● **DATASET CONTENT**
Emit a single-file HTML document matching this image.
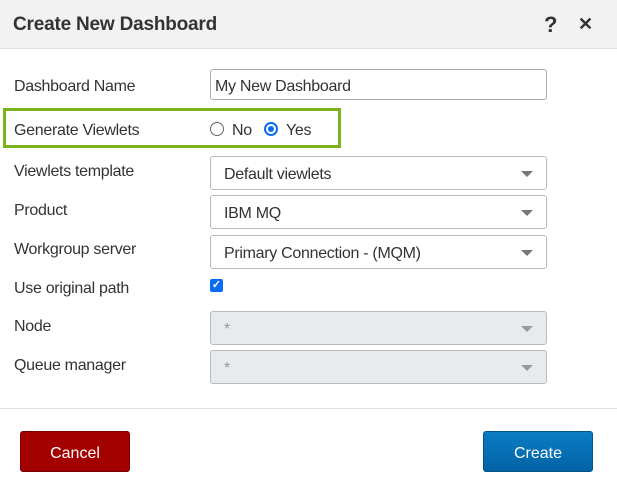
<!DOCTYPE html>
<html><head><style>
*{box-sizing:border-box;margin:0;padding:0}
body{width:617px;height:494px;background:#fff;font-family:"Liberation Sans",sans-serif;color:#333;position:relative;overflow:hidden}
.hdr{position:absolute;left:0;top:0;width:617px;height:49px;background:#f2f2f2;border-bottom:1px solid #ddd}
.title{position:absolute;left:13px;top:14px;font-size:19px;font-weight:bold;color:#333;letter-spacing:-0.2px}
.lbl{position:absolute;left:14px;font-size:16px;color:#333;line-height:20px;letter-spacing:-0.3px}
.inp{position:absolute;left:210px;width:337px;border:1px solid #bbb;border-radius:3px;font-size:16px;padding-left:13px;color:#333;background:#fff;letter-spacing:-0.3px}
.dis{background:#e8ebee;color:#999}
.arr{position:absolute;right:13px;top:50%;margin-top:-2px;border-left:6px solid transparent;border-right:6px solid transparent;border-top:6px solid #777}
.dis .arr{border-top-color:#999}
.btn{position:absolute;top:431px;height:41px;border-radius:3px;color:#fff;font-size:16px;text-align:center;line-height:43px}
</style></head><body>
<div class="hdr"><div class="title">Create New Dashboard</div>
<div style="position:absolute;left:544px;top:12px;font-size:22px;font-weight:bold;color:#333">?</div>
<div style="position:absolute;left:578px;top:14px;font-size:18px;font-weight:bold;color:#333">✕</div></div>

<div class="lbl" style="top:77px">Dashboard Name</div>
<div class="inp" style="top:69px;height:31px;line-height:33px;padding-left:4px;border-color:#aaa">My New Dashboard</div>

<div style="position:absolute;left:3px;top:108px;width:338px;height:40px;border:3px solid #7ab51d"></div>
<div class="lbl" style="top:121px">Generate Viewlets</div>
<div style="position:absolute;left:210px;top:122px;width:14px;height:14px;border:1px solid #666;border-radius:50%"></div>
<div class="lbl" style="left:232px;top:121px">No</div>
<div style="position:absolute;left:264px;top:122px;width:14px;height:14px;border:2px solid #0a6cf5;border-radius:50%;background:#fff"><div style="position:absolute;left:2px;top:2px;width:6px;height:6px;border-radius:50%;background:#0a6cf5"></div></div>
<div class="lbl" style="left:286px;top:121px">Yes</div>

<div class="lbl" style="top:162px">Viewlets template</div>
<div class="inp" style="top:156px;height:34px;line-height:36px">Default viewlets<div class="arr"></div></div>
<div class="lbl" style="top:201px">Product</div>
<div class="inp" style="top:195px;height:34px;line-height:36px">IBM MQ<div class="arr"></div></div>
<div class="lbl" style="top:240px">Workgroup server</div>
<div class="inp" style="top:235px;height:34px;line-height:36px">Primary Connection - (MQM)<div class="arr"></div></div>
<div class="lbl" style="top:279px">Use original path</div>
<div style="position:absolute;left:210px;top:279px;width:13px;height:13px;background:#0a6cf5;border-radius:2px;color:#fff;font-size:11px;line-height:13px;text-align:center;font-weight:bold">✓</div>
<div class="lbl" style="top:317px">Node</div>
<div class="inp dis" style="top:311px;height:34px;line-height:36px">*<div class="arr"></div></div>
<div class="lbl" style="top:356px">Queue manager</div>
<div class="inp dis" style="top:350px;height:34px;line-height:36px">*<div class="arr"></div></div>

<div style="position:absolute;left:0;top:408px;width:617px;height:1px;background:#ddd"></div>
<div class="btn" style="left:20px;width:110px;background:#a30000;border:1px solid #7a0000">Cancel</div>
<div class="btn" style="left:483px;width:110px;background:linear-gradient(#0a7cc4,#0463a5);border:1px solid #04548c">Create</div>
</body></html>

● **WHAT THE TASK ASKS**
Output an exact copy of the material, with the pictures removed.

● **SOLVED PROBLEM**
Emit a single-file HTML document matching this image.
<!DOCTYPE html>
<html><head><style>
*{box-sizing:border-box;margin:0;padding:0}
body{width:617px;height:494px;background:#fff;font-family:"Liberation Sans",sans-serif;color:#333;position:relative;overflow:hidden}
.hdr{position:absolute;left:0;top:0;width:617px;height:49px;background:#f2f2f2;border-bottom:1px solid #ddd}
.title{position:absolute;left:13px;top:14px;font-size:19px;font-weight:bold;color:#333;letter-spacing:-0.2px}
.lbl{position:absolute;left:14px;font-size:16px;color:#333;line-height:20px;letter-spacing:-0.3px}
.inp{position:absolute;left:210px;width:337px;border:1px solid #bbb;border-radius:3px;font-size:16px;padding-left:13px;color:#333;background:#fff;letter-spacing:-0.3px}
.dis{background:#e8ebee;color:#999}
.arr{position:absolute;right:13px;top:50%;margin-top:-2px;border-left:6px solid transparent;border-right:6px solid transparent;border-top:6px solid #777}
.dis .arr{border-top-color:#999}
.btn{position:absolute;top:431px;height:41px;border-radius:3px;color:#fff;font-size:16px;text-align:center;line-height:43px}
</style></head><body>
<div class="hdr"><div class="title">Create New Dashboard</div>
<div style="position:absolute;left:544px;top:12px;font-size:22px;font-weight:bold;color:#333">?</div>
<div style="position:absolute;left:578px;top:14px;font-size:18px;font-weight:bold;color:#333">✕</div></div>

<div class="lbl" style="top:77px">Dashboard Name</div>
<div class="inp" style="top:69px;height:31px;line-height:33px;padding-left:4px;border-color:#aaa">My New Dashboard</div>

<div style="position:absolute;left:3px;top:108px;width:338px;height:40px;border:3px solid #7ab51d"></div>
<div class="lbl" style="top:121px">Generate Viewlets</div>
<div style="position:absolute;left:210px;top:122px;width:14px;height:14px;border:1px solid #666;border-radius:50%"></div>
<div class="lbl" style="left:232px;top:121px">No</div>
<div style="position:absolute;left:264px;top:122px;width:14px;height:14px;border:2px solid #0a6cf5;border-radius:50%;background:#fff"><div style="position:absolute;left:2px;top:2px;width:6px;height:6px;border-radius:50%;background:#0a6cf5"></div></div>
<div class="lbl" style="left:286px;top:121px">Yes</div>

<div class="lbl" style="top:162px">Viewlets template</div>
<div class="inp" style="top:156px;height:34px;line-height:36px">Default viewlets<div class="arr"></div></div>
<div class="lbl" style="top:201px">Product</div>
<div class="inp" style="top:195px;height:34px;line-height:36px">IBM MQ<div class="arr"></div></div>
<div class="lbl" style="top:240px">Workgroup server</div>
<div class="inp" style="top:235px;height:34px;line-height:36px">Primary Connection - (MQM)<div class="arr"></div></div>
<div class="lbl" style="top:279px">Use original path</div>
<div style="position:absolute;left:210px;top:279px;width:13px;height:13px;background:#0a6cf5;border-radius:2px;color:#fff;font-size:11px;line-height:13px;text-align:center;font-weight:bold">✓</div>
<div class="lbl" style="top:317px">Node</div>
<div class="inp dis" style="top:311px;height:34px;line-height:36px">*<div class="arr"></div></div>
<div class="lbl" style="top:356px">Queue manager</div>
<div class="inp dis" style="top:350px;height:34px;line-height:36px">*<div class="arr"></div></div>

<div style="position:absolute;left:0;top:408px;width:617px;height:1px;background:#ddd"></div>
<div class="btn" style="left:20px;width:110px;background:#a30000;border:1px solid #7a0000">Cancel</div>
<div class="btn" style="left:483px;width:110px;background:linear-gradient(#0a7cc4,#0463a5);border:1px solid #04548c">Create</div>
</body></html>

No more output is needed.